Fear is a burning bridge
Over the past several weeks I’ve made a lot of decisions that will have a lasting impact on my life. I’ve set the wheels in motion for things that will ruin my finances, end my career, destroy a friendship, and send me into a spiral of doubt and uncertainty.
I am so excited about my future and about the opportunities I have in front of me. But at the same time, I am more frightened than I ever thought possible. Some days, I can pretend that everything is going to be OK. But some days, I can’t.
Fear is a burning bridge behind you and a dark, foggy, trail-less forest ahead of you.
Sadly, my flashlight runs on hope and faith and I seem to be running low on supplies…
(But tomorrow will be better. Right? …)
You know that I TOTALLY get how you feel! TOTALLY!!!!! And all I want to do is give you a biiiig hug and tell you that everything will be ok! 🙂 (But if you’re like me, sometimes when people tell me that…that doesn’t even help!?)

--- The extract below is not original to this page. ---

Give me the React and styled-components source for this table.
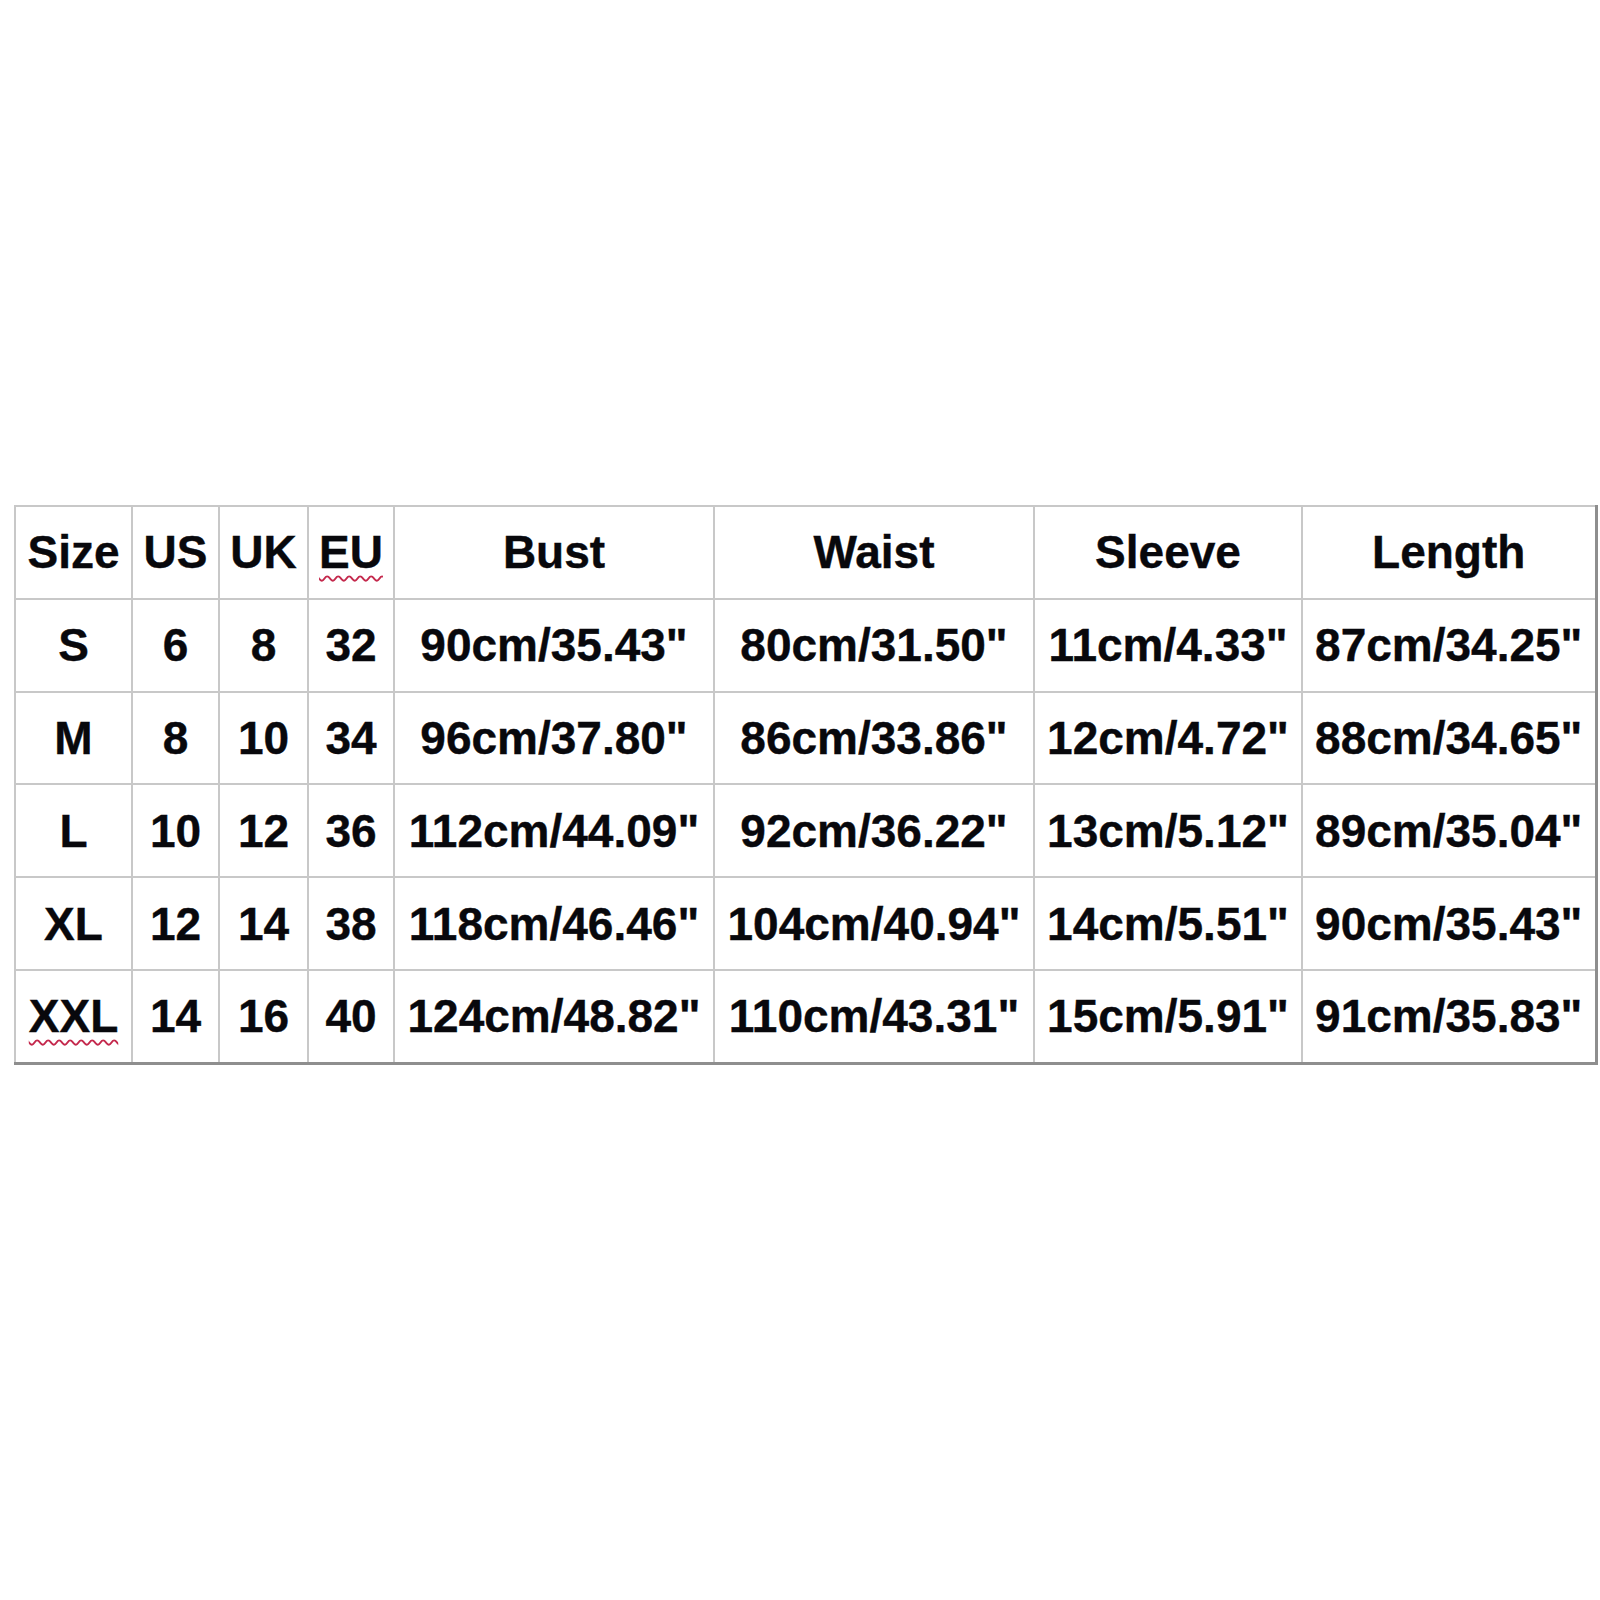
import styled, { createGlobalStyle } from "styled-components";

const GlobalStyle = createGlobalStyle`
  html, body {
    margin: 0;
    padding: 0;
    background: #ffffff;
  }
  body {
    font-family: "Liberation Sans", Arial, sans-serif;
  }
`;

const columns = [
  { key: "size", title: "Size", width: 117, squiggle: false },
  { key: "us", title: "US", width: 87 },
  { key: "uk", title: "UK", width: 89 },
  { key: "eu", title: "EU", width: 86, squiggle: true },
  { key: "bust", title: "Bust", width: 320 },
  { key: "waist", title: "Waist", width: 320 },
  { key: "sleeve", title: "Sleeve", width: 268 },
  { key: "length", title: "Length", width: 294 },
];

const rows = [
  ["S", "6", "8", "32", "90cm/35.43\"", "80cm/31.50\"", "11cm/4.33\"", "87cm/34.25\""],
  ["M", "8", "10", "34", "96cm/37.80\"", "86cm/33.86\"", "12cm/4.72\"", "88cm/34.65\""],
  ["L", "10", "12", "36", "112cm/44.09\"", "92cm/36.22\"", "13cm/5.12\"", "89cm/35.04\""],
  ["XL", "12", "14", "38", "118cm/46.46\"", "104cm/40.94\"", "14cm/5.51\"", "90cm/35.43\""],
  ["XXL", "14", "16", "40", "124cm/48.82\"", "110cm/43.31\"", "15cm/5.91\"", "91cm/35.83\""],
];

function App() {
  return (
    <>
      <GlobalStyle />
      <Page>
        <SizeTable>
          <colgroup>
            {columns.map((c) => (
              <col key={c.key} style={{ width: c.width }} />
            ))}
          </colgroup>
          <thead>
            <tr>
              {columns.map((c) => (
                <Cell as="th" key={c.key}>
                  {c.squiggle ? <Misspelled>{c.title}</Misspelled> : c.title}
                </Cell>
              ))}
            </tr>
          </thead>
          <tbody>
            {rows.map((r) => (
              <tr key={r[0]}>
                {r.map((v, i) => (
                  <Cell key={i}>
                    {r[0] === "XXL" && i === 0 ? <Misspelled>{v}</Misspelled> : v}
                  </Cell>
                ))}
              </tr>
            ))}
          </tbody>
        </SizeTable>
      </Page>
    </>
  );
}

export default App;

const Page = styled.div`
  width: 1600px;
  height: 1600px;
  box-sizing: border-box;
  padding: 505px 5px 0 14px;
  background: #ffffff;
`;

// outer edge: light on top/left, darker on right/bottom (wider so it wins the collapse)
const SizeTable = styled.table`
  table-layout: fixed;
  border-collapse: collapse;
  width: 1581px;
  border-top: 2px solid #cacaca;
  border-left: 2px solid #cacaca;
  border-right: 3px solid #8e8e8e;
  border-bottom: 3px solid #8e8e8e;
`;

const Cell = styled.td`
  height: 90.8px;
  padding: 0;
  border: 2px solid #c8c8c8;
  text-align: center;
  vertical-align: middle;
  font-family: "Liberation Sans", Arial, sans-serif;
  font-weight: 700;
  font-size: 46px;
  color: #08080c;
  white-space: nowrap;
  overflow: visible;
  line-height: 1;
  -webkit-text-stroke: 0.4px #08080c;
`;

const Misspelled = styled.span`
  text-decoration: underline wavy #c4284c;
  text-decoration-thickness: 1.5px;
  text-underline-offset: 7px;
`;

We all make plans and try to control how things will happen – what we need to accept at the outset is that it may not happy the way we plan 🙂 However!…either way, things will work out….hmmmm, I’m trying to recall my Facebook status from a few days ago..uuuuhm…..ah:
“Faith is established conviction concerning things unseen and settled expectation of future reward”

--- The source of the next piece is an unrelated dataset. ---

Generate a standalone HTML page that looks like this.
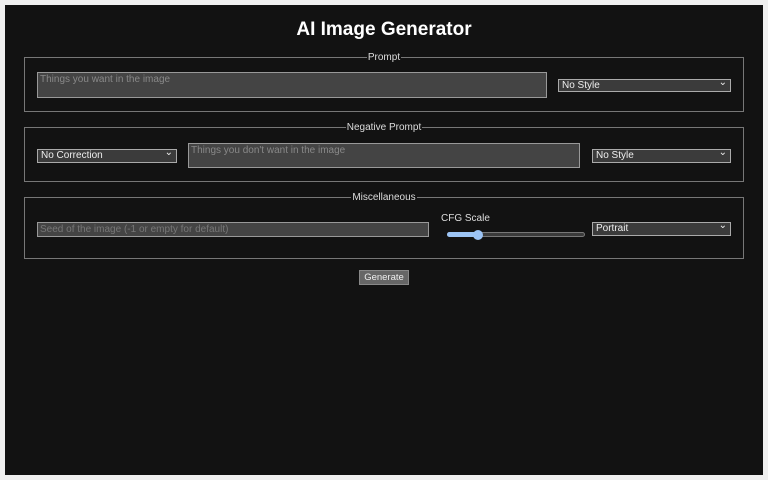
<!DOCTYPE html>
<html><head><meta charset="utf-8"><style>
*{box-sizing:border-box;margin:0;padding:0}
body{width:768px;height:480px;background:#f0f0f0;font-family:"Liberation Sans",sans-serif;position:relative;overflow:hidden}
.main{position:absolute;left:5px;top:5px;width:758px;height:470px;background:#121212}
.a{position:absolute}
h1{position:absolute;left:0;width:768px;top:19px;text-align:center;color:#fff;font-size:19px;font-weight:bold}
.fs{position:absolute;border:1px solid #777}
.lg{position:absolute;top:-6px;left:0;right:0;text-align:center;font-size:10px;line-height:12px;color:#ddd}
.lg span{background:#121212;padding:0 1px}
.ta{position:absolute;background:#444;border:1px solid #999;color:#888;font-size:10px;padding:1px 2px;line-height:11px}
.sel{position:absolute;background:#3b3b3b;border:1px solid #aaa;color:#eee;font-size:10px;line-height:12px;padding:0 3px}
.sel:after{content:"⌄";position:absolute;right:3px;top:-3px;font-size:10px}
</style></head><body>
<div class="main"></div>
<h1>AI Image Generator</h1>

<div class="fs" style="left:24px;top:57px;width:720px;height:55px"><div class="lg"><span>Prompt</span></div></div>
<div class="ta" style="left:37px;top:72px;width:510px;height:26px">Things you want in the image</div>
<div class="sel" style="left:558px;top:79px;width:173px;height:13px">No Style</div>

<div class="fs" style="left:24px;top:127px;width:720px;height:55px"><div class="lg"><span>Negative Prompt</span></div></div>
<div class="sel" style="left:37px;top:149px;width:140px;height:14px">No Correction</div>
<div class="ta" style="left:188px;top:143px;width:392px;height:25px">Things you don't want in the image</div>
<div class="sel" style="left:592px;top:149px;width:139px;height:14px">No Style</div>

<div class="fs" style="left:24px;top:197px;width:720px;height:62px"><div class="lg"><span>Miscellaneous</span></div></div>
<div class="ta" style="left:37px;top:222px;width:392px;height:15px;color:#777">Seed of the image (-1 or empty for default)</div>
<div class="a" style="left:441px;top:213px;color:#ddd;font-size:10px">CFG Scale</div>
<div class="a" style="left:447px;top:232px;width:138px;height:5px;background:#3a3a3a;border:1px solid #777;border-radius:3px"></div>
<div class="a" style="left:447px;top:232px;width:32px;height:5px;background:#9cc4f5;border-radius:3px"></div>
<div class="a" style="left:473px;top:230px;width:10px;height:10px;background:#9cc4f5;border-radius:50%"></div>
<div class="sel" style="left:592px;top:222px;width:139px;height:14px">Portrait</div>

<div class="a" style="left:359px;top:270px;width:50px;height:15px;background:#666;border:1px solid #888;color:#eee;font-size:9.5px;text-align:center;line-height:13px">Generate</div>
</body></html>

Take each word individually and makes notes on what they mean 🙂
For the first time in my life I’m also making a decision that will have a huge impact on my finances – and it’s not even as if the South African Rand is a strong currency 🙁 I’m living on the bare minimum (bread and water kind of stuff) – but, I keep on reminding myself that I’m doing this for my future happiness.
Go forth and be blessed!
xxx
(Ps. that was a long reply, wow! sorry!) Hahahahaha
It may be a long reply, but it was a good one and helps me to remember that I’m not alone! Thank you for that!!